Troubleshooting Azure Load Balancer Data Path Availability Degradation

A real-world production incident involving Azure Load Balancer data path availability degradation affecting MQ traffic routing and backend service connectivity in a multi-cloud enterprise platform.

Sowmya Narayan

5/10/20262 min read

Introduction

In distributed enterprise environments, load balancers play a critical role in routing traffic reliably between applications, middleware systems, and backend services.

Even temporary degradation in load balancer health can create:

  • connectivity interruptions

  • request failures

  • MQ communication instability

  • cascading application issues

We recently encountered a production alert involving severe Azure Load Balancer data path availability degradation affecting MQ traffic routing in a cloud-based enterprise platform.

In this blog, I’ll walk through:

  • how the issue was detected

  • what the alert indicated

  • potential impact on services

  • troubleshooting observations

  • lessons learned from handling infrastructure-level connectivity degradation

The Alert

The operations team received critical infrastructure alerts indicating:

Average Load Balancer data path availability is degraded

The alert specifically referenced:

  • Azure Load Balancer frontend listeners

  • MQ traffic ports

  • backend connectivity degradation

Example alert:

Average Load Balancer data path availability for loadbalancer is 0.00%

Frontend:
10.x.x.x:1414
10.x.x.x:1415

What the Alert Means

Azure Load Balancer data path availability measures whether traffic can successfully flow through:

  • frontend IPs

  • backend pools

  • health probes

  • routing infrastructure

A value of:

0.00%

indicates that traffic routing through the load balancer was completely unavailable during the alert window.

Architecture Overview

The environment relied on Azure Load Balancers to route MQ traffic between:

  • client applications

  • middleware services

  • backend MQ infrastructure

When load balancer availability degraded:

  • MQ channels became unstable

  • requests timed out

  • backend communication failures increased

Detection and Monitoring

The issue was identified through infrastructure monitoring alerts.

The alerts indicated:

  • backend connectivity instability

  • degraded data path availability

  • unhealthy frontend listeners

  • potential packet routing failures

Potential Service Impact

Since MQ traffic depended on the affected load balancer listeners:

  • application communication could become intermittent

  • MQ connectivity could fail

  • backend transaction processing could be delayed

  • downstream APIs could experience timeout errors

In enterprise environments, even short-lived MQ interruptions can impact:

  • authentication services

  • transaction processing

  • notifications

  • real-time integrations

Investigation Observations

During troubleshooting, teams reviewed:

  • Azure Load Balancer metrics

  • frontend listener health

  • backend pool availability

  • MQ channel status

  • network connectivity monitoring

The affected frontend listeners included ports commonly used for MQ communication:

1414
1415

These ports are frequently associated with enterprise MQ traffic routing.

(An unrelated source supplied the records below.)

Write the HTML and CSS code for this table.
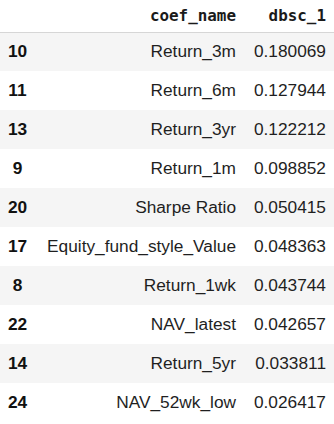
FILE: index.html
```html
<!DOCTYPE html>
<html lang="en">
<head>
    <meta charset="UTF-8">
    <meta name="viewport" content="width=device-width, initial-scale=1.0">
    <title>coefficients</title>
    <link rel="stylesheet" href="styles.css">
</head>
<body>
    <!-- dataframe -->
    <table class="dataframe">
        <thead>
            <tr>
                <th class="idx"></th>
                <th class="name">coef_name</th>
                <th class="val">dbsc_1</th>
            </tr>
        </thead>
        <tbody>
            <tr><th class="idx">10</th><td class="name">Return_3m</td><td class="val">0.180069</td></tr>
            <tr><th class="idx">11</th><td class="name">Return_6m</td><td class="val">0.127944</td></tr>
            <tr><th class="idx">13</th><td class="name">Return_3yr</td><td class="val">0.122212</td></tr>
            <tr><th class="idx">9</th><td class="name">Return_1m</td><td class="val">0.098852</td></tr>
            <tr><th class="idx">20</th><td class="name">Sharpe Ratio</td><td class="val">0.050415</td></tr>
            <tr><th class="idx">17</th><td class="name">Equity_fund_style_Value</td><td class="val">0.048363</td></tr>
            <tr><th class="idx">8</th><td class="name">Return_1wk</td><td class="val">0.043744</td></tr>
            <tr><th class="idx">22</th><td class="name">NAV_latest</td><td class="val">0.042657</td></tr>
            <tr><th class="idx">14</th><td class="name">Return_5yr</td><td class="val">0.033811</td></tr>
            <tr><th class="idx">24</th><td class="name">NAV_52wk_low</td><td class="val">0.026417</td></tr>
        </tbody>
    </table>
</body>
</html>
```
FILE: styles.css
```css
/* page styles */

body {
    margin: 0;
    padding: 0;
    background-color: #ffffff;
    font-family: 'Liberation Sans', Arial, sans-serif;
    font-size: 17.3px;
    color: #1f1f1f;
}
table.dataframe {
    border-collapse: collapse;
    table-layout: fixed;
    width: 334px;
}
thead tr {
    height: 32px;
    border-bottom: 1px solid #d6d6d6;
}
thead th {
    font-family: 'DejaVu Sans Mono', 'Liberation Mono', monospace;
    font-size: 15.9px;
    font-weight: bold;
    color: #1a1a1a;
    padding: 0;
    vertical-align: middle;
}
tbody tr {
    height: 39px;
}
tbody tr:nth-child(odd) {
    background-color: #f5f5f5;
}
th, td {
    padding: 0;
    white-space: nowrap;
}
.idx {
    width: 35px;
    text-align: center;
    font-weight: bold;
    color: #111111;
}
.name {
    width: 201px;
    text-align: right;
    padding-right: 9px;
}
.val {
    text-align: right;
    padding-right: 8px;
}
```
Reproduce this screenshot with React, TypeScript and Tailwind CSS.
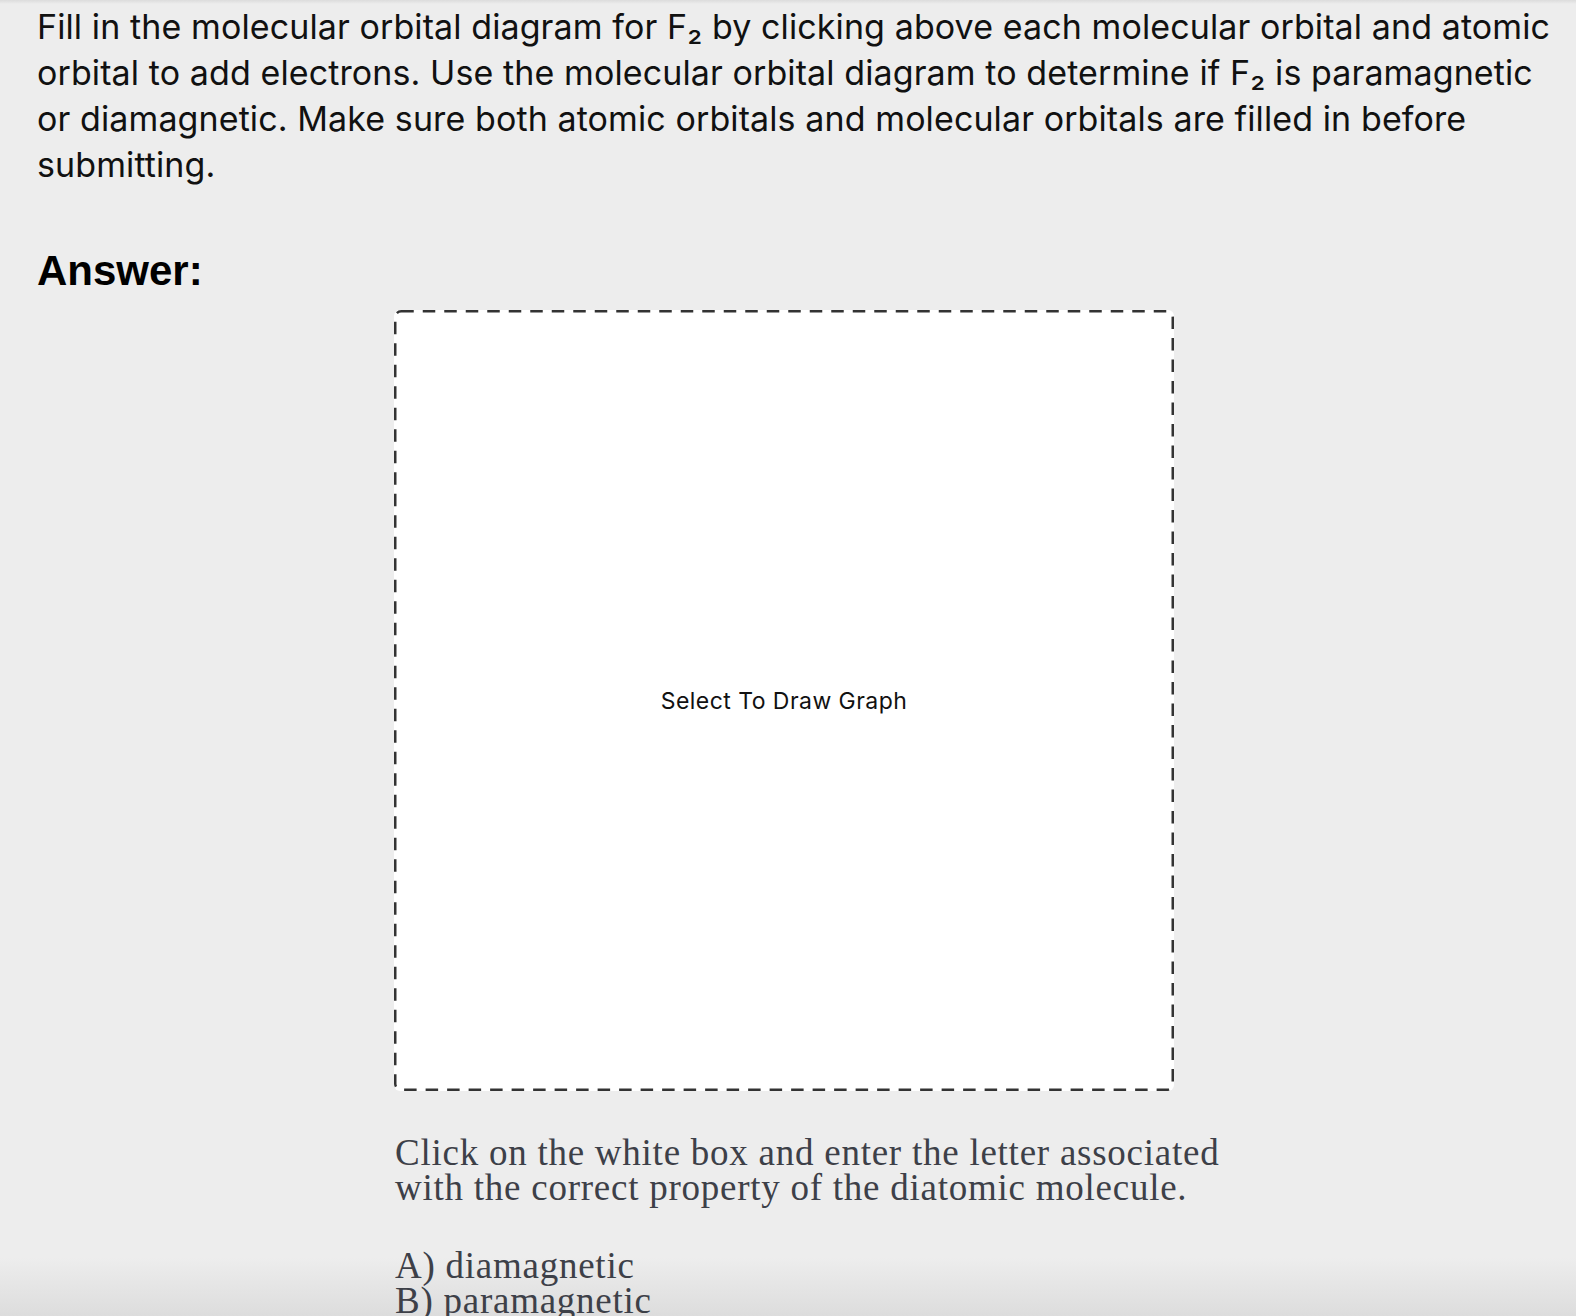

Infrastructure Failure Illustration

The degradation likely interrupted:

  • packet forwarding

  • backend routing

  • persistent MQ connections

  • client communication flows

Why Load Balancer Health Matters

Load balancers are often treated as stable infrastructure components, but they are critical dependency layers in distributed systems.

When load balancer routing becomes unhealthy:

  • applications may still appear running

  • pods may remain healthy

  • databases may stay available

Yet customer-facing functionality can still fail because traffic cannot properly reach backend systems.

Operational Learnings

This incident highlighted several important operational lessons.

1. Infrastructure-Level Failures Can Cascade Quickly

Even temporary load balancer degradation can impact:

  • MQ communication

  • APIs

  • authentication workflows

  • downstream integrations

2. Observability Must Include Network Layers

Application monitoring alone is not enough.

Infrastructure visibility into:

  • load balancers

  • health probes

  • backend pools

  • network paths

is equally important.

3. MQ Systems Are Highly Sensitive to Network Instability

Persistent MQ connections can become unstable during:

  • routing interruptions

  • packet loss

  • backend connectivity degradation

4. Alert Correlation is Critical

Correlating:

  • MQ timeouts

  • API failures

  • infrastructure alerts

  • load balancer metrics

helps accelerate incident troubleshooting.

Preventive Improvements

Following the incident, teams reviewed:

  • load balancer monitoring thresholds

  • backend health probe configurations

  • MQ connection resilience

  • retry handling strategies

  • network observability improvements

Additional monitoring enhancements were also considered for frontend listener availability tracking.

Final Thoughts

In cloud-native enterprise environments, load balancers are critical infrastructure components that directly impact application reliability.

In this incident:

  • Azure Load Balancer data path availability degraded to 0%

  • MQ traffic routing became unstable

  • backend communication reliability was impacted

Strong infrastructure observability, rapid alerting, and proactive network monitoring remain essential for maintaining stable distributed systems.